Some posts are just going to be simpler than others. But something really surprising happened this afternoon.
Zach has been watching Sophie and I chew gum, so we gave him a piece yesterday, to which after 5 minutes of chewing, he swallowed. I told him "No swallowing! Spit! Spit it out!" I gave him another piece and only allowed him to chew it for 3 minutes, closely monitoring him, and Steve prompted him to spit it out and he did.
Cut to today. He requested a piece of gum. I gave him a piece and set the timer to ensure I could prompt. He walked over to Steve and on his own spit it into Steve's hand. He then requested another piece. I let him chew it for about 10 minutes, and then I asked him: "All done?" which he responded with a : "All done" and he spit the gum out again. My kid can chew gum! Cool!!!
So this probably seems like not big deal to some of you - but it is really cool I assure you. He got the concept while having limited language skills.
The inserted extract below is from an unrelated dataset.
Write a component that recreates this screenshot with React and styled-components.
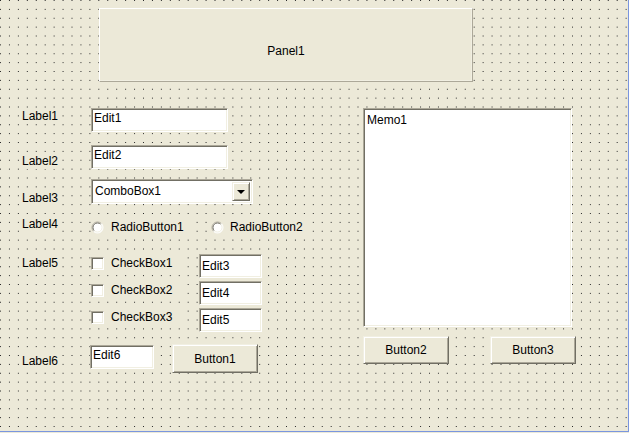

Now this brings up a concept that I might not have touched on before. When Zach attains a skill like this, I am sort of impressed with him - I know he is a capable kid (I have to admit something pretty pompous) I am in fact impressed with Steve and myself for figuring out a way to teach him. I am like "Oh my - we did that!? " You see if we were to translate Zach's disorder into something else, that might make you understand our situation better, so let me try.
Suppose Zach was blind - and I need to teach him to read. Now here is the kicker: Braille has not been invented yet. That is exactly the point we are at with Zach - we do not know quite yet what will work to teach him things, yet we know he is teachable- there are some best practices but no empirically proofed standards in this stuff, with the exception of ABA which really offers you a model of how to see if something is effective more than to provide the means to be effective. We don't want to just "try things" because that can take time and if it doesn't work in the end, then that is wasted time. We try to be as judicious about our approaches to teaching him as we are to everything else. Sometimes there is an element of flying by the seat of your pants in this stuff - we are, after all, in the wild wild west. That's what happens when science hasn't come to any decisions. (Sometimes I feel as though science has totally failed us... but that is another topic.)
But for today, my Zach chewed gum appropriately. Pretty cool don't you think?
Now that whole potty thing..... in the words of Charlie Brown "UUUUGGGGGGHHHHHHHHH!"